Directions: Copy out exactly the lines spanning the line with "Output the component that produces this picture with React and" to the line with "181px 39px 281px", inclusive, from the data underneath, with no pictures.

[START OF Records for the task]

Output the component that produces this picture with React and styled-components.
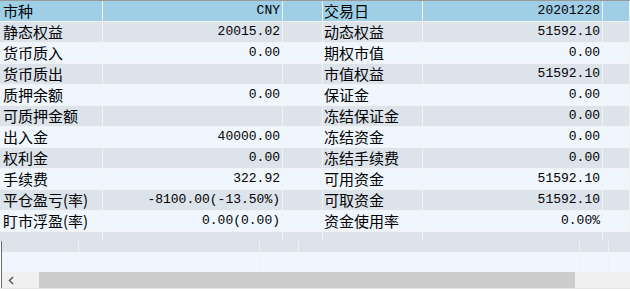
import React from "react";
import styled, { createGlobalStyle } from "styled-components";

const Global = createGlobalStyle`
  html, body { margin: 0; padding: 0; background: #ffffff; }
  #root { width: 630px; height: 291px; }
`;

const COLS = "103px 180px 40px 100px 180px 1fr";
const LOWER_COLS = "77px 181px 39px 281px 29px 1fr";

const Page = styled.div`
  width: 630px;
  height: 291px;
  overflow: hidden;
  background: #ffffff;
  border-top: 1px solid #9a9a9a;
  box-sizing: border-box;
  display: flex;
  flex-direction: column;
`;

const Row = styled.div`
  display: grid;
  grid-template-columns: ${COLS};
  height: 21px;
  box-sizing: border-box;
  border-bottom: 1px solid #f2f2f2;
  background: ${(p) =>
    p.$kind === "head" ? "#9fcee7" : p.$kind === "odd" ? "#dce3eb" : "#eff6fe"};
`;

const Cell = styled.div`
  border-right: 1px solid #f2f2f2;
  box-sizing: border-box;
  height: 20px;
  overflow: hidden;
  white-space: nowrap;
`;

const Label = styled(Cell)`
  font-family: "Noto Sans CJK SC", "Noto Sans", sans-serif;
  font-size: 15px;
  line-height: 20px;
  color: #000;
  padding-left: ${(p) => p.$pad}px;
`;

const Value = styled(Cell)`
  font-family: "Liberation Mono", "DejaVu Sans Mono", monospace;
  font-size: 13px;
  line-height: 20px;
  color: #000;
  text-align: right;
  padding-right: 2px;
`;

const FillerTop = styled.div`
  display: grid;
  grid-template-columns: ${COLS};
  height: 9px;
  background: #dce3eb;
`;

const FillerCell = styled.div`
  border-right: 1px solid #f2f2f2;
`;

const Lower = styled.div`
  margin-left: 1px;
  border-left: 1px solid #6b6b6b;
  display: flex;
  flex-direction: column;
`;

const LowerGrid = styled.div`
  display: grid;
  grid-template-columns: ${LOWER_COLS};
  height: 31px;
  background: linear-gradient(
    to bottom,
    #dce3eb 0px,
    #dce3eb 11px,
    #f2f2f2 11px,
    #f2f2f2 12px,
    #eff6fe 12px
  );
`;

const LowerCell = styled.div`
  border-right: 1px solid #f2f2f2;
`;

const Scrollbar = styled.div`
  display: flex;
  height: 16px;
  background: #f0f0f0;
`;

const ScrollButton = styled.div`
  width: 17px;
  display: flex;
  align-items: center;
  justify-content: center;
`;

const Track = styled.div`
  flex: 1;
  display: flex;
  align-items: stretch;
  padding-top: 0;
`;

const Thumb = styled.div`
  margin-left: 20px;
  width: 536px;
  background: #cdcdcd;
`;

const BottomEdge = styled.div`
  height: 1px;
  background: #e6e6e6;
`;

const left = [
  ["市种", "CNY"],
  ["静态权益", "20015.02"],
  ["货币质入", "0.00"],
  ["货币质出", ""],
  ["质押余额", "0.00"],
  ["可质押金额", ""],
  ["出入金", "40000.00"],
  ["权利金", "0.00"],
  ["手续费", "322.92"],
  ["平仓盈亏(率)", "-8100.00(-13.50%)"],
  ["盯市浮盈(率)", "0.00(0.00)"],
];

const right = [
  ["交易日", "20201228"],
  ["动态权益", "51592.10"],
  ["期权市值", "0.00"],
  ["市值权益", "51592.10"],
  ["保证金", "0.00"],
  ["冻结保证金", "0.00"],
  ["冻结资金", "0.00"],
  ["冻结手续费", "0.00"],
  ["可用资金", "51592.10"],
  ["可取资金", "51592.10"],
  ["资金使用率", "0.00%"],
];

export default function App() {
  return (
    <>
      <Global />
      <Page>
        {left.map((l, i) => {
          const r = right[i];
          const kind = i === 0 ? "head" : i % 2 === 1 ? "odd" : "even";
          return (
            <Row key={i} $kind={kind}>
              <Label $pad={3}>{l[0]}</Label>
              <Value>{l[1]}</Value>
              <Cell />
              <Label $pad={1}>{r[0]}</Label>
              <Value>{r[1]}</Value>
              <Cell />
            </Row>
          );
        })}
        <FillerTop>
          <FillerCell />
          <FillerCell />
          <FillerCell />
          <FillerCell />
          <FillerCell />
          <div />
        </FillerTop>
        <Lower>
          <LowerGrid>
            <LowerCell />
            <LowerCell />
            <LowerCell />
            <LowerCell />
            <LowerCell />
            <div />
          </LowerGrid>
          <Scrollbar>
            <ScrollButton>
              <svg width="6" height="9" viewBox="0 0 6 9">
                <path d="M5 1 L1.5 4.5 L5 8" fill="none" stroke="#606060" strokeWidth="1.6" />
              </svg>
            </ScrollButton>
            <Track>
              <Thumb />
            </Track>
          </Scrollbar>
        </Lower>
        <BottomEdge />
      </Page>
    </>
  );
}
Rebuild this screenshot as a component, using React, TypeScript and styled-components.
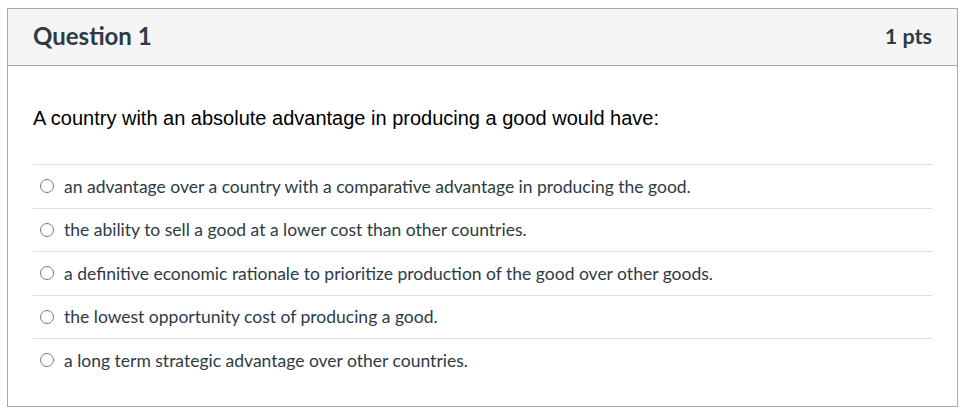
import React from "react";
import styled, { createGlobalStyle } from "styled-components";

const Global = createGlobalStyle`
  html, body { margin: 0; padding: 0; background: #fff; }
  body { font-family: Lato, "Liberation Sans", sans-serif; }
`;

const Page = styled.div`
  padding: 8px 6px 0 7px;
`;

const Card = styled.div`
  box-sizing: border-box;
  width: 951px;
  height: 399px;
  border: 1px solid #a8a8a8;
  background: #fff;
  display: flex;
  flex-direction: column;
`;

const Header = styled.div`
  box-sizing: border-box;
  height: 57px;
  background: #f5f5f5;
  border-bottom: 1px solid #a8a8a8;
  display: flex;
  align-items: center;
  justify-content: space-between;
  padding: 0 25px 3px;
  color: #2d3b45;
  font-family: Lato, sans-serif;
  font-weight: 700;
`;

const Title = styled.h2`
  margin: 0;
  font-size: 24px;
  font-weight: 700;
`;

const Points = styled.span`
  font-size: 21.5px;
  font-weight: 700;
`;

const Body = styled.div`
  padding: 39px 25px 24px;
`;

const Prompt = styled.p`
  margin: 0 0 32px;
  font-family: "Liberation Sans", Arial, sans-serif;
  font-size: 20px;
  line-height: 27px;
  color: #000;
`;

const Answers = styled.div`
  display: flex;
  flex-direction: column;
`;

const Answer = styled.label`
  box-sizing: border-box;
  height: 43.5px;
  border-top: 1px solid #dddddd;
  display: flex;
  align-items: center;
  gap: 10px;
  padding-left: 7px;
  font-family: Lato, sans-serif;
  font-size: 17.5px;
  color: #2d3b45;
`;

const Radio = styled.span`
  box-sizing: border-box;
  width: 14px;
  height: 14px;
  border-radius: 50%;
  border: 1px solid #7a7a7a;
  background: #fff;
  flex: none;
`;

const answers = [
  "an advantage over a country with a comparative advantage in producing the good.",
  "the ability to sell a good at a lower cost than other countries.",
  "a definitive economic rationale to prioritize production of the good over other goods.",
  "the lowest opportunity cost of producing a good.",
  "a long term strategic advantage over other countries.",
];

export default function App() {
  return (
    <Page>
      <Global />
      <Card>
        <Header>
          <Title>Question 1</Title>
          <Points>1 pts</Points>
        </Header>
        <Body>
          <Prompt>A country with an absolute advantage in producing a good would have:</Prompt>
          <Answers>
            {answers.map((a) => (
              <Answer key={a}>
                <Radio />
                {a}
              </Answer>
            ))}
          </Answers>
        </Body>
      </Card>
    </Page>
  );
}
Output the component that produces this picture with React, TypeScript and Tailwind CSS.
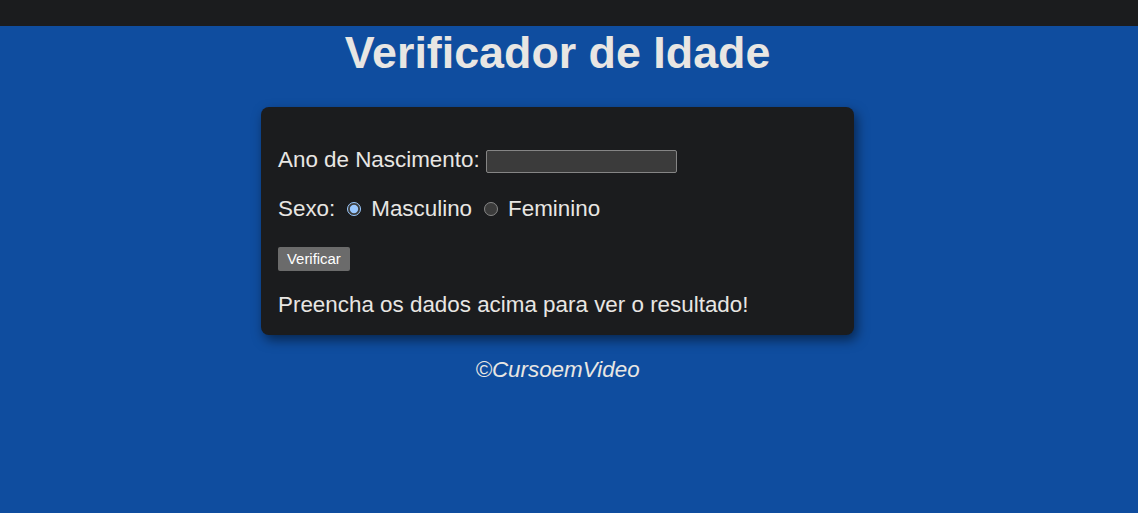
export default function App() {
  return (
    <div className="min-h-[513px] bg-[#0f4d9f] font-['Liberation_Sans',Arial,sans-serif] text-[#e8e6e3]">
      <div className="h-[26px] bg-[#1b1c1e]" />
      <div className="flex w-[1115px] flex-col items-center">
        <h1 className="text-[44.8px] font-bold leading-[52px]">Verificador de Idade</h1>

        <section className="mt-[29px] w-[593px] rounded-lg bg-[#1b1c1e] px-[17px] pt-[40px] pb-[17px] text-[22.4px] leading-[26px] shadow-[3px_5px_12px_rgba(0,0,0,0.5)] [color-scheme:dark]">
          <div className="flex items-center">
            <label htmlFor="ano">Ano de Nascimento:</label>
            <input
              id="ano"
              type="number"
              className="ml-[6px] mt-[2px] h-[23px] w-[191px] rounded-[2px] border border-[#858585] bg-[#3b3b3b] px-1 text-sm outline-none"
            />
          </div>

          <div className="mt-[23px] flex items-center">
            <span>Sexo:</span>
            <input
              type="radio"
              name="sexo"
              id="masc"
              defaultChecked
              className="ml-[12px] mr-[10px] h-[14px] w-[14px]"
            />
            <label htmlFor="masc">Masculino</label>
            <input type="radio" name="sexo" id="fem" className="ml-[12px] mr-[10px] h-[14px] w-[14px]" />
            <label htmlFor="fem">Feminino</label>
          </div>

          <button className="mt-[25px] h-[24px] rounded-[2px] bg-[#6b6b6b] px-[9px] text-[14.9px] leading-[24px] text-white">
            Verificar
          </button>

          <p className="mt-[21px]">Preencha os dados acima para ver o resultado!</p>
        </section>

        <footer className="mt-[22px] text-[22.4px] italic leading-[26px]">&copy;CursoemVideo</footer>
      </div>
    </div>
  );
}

[END OF Records for the task]
[START OF Records for the task]

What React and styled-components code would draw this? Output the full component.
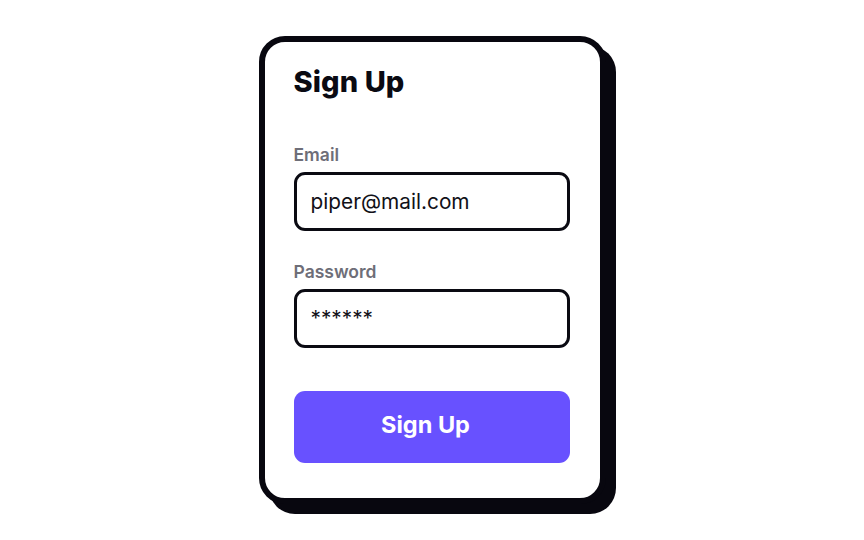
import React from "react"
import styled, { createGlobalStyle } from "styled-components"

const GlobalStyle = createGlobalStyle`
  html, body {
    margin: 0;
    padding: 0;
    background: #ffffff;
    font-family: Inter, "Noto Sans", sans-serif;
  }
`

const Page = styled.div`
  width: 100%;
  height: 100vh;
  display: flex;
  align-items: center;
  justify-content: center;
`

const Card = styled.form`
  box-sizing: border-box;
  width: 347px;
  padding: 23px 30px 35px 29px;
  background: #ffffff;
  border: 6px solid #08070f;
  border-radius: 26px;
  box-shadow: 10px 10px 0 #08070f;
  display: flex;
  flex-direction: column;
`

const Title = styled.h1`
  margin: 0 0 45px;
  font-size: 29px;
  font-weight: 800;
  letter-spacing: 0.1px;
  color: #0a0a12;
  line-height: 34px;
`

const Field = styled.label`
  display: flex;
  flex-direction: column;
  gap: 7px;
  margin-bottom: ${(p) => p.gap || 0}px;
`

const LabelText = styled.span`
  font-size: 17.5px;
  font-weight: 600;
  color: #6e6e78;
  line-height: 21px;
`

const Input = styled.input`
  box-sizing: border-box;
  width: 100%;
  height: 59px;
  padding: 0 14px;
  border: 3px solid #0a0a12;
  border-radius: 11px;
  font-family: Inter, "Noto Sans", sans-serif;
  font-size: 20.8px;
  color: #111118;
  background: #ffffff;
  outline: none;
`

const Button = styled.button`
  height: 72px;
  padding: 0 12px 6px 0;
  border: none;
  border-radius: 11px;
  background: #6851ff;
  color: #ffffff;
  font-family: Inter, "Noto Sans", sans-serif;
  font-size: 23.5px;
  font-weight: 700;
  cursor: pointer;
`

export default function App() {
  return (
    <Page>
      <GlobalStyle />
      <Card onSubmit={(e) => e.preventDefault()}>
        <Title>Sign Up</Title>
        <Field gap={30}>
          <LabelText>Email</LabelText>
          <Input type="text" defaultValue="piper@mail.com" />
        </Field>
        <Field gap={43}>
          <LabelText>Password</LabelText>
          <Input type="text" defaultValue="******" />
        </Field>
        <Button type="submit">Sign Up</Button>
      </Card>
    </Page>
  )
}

[END OF Records for the task]
[START OF Records for the task]

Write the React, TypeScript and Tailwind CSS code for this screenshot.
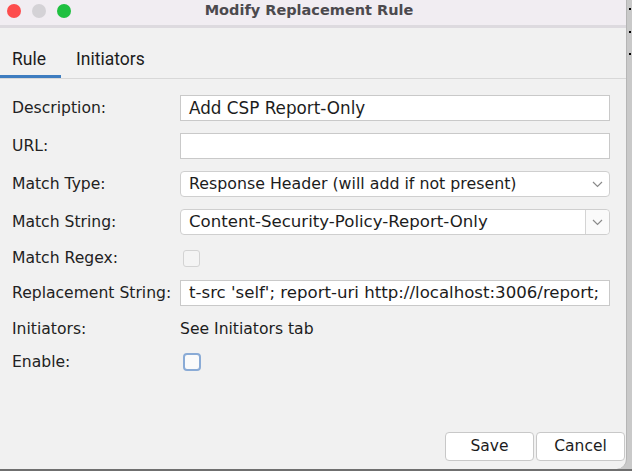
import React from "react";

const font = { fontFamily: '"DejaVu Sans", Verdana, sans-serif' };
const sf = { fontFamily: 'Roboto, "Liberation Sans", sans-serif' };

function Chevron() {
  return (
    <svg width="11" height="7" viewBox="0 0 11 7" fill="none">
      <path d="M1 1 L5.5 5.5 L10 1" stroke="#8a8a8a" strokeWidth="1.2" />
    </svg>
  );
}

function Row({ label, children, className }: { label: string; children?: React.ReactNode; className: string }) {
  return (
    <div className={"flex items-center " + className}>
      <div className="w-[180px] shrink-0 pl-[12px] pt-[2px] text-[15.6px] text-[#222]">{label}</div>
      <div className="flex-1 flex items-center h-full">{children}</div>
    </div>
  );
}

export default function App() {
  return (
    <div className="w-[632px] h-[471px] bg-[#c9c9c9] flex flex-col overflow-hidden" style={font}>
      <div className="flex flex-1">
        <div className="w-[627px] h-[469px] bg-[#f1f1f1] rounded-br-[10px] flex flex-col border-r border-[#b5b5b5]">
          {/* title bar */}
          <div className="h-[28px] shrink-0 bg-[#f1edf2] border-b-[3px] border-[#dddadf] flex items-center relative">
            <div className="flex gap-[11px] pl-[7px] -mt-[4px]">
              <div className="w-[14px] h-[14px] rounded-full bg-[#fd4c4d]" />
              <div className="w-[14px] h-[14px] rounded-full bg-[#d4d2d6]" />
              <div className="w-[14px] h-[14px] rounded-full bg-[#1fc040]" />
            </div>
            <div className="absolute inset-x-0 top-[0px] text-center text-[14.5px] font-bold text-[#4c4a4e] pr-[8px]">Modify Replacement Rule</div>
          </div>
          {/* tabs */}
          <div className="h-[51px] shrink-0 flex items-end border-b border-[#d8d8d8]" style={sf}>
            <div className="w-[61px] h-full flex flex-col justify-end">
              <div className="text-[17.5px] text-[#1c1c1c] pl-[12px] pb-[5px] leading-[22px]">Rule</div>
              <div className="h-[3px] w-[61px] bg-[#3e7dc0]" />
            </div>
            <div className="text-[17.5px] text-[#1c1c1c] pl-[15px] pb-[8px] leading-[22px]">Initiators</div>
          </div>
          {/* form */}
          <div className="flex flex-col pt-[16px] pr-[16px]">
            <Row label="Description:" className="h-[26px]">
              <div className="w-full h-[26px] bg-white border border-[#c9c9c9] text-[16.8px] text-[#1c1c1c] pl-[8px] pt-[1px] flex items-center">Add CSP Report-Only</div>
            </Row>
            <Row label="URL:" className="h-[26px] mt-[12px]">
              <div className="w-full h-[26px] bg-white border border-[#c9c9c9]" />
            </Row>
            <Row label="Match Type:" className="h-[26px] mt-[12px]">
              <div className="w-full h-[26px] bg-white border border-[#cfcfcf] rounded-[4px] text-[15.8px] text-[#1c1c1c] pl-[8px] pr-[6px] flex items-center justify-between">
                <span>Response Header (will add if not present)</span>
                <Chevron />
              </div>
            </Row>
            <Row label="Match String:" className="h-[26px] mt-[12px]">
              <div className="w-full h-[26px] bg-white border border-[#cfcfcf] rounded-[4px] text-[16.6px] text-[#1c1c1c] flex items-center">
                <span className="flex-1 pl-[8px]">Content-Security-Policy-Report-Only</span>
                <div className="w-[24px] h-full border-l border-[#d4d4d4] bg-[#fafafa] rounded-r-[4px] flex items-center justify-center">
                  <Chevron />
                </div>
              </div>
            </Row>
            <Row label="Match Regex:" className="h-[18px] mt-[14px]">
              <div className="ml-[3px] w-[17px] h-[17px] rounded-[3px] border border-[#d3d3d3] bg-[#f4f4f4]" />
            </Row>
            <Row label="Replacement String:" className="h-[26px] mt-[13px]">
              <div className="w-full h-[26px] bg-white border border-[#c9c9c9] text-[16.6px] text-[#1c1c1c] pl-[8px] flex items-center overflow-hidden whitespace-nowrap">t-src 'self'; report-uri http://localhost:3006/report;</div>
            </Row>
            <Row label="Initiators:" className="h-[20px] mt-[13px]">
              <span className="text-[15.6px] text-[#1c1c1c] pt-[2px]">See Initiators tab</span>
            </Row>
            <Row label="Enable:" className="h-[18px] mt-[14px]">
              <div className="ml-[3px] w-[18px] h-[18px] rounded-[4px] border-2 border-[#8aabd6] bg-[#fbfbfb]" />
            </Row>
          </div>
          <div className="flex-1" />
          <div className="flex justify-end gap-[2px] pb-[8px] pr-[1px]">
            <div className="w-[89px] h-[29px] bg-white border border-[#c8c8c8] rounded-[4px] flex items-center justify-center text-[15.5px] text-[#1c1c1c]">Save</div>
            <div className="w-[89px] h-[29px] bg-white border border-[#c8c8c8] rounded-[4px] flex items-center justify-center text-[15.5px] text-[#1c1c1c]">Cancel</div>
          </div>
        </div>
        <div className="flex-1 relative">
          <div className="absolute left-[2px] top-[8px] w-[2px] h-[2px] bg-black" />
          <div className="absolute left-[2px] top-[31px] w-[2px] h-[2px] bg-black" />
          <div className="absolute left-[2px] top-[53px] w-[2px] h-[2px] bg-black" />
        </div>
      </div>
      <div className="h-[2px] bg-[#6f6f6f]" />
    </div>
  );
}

[END OF Records for the task]

Reply to the exercise:
Output the component that produces this picture with React and styled-components.
import React from "react";
import styled, { createGlobalStyle } from "styled-components";

const Global = createGlobalStyle`
  html, body { margin: 0; padding: 0; background: #ffffff; }
  #root { width: 630px; height: 291px; }
`;

const COLS = "103px 180px 40px 100px 180px 1fr";
const LOWER_COLS = "77px 181px 39px 281px 29px 1fr";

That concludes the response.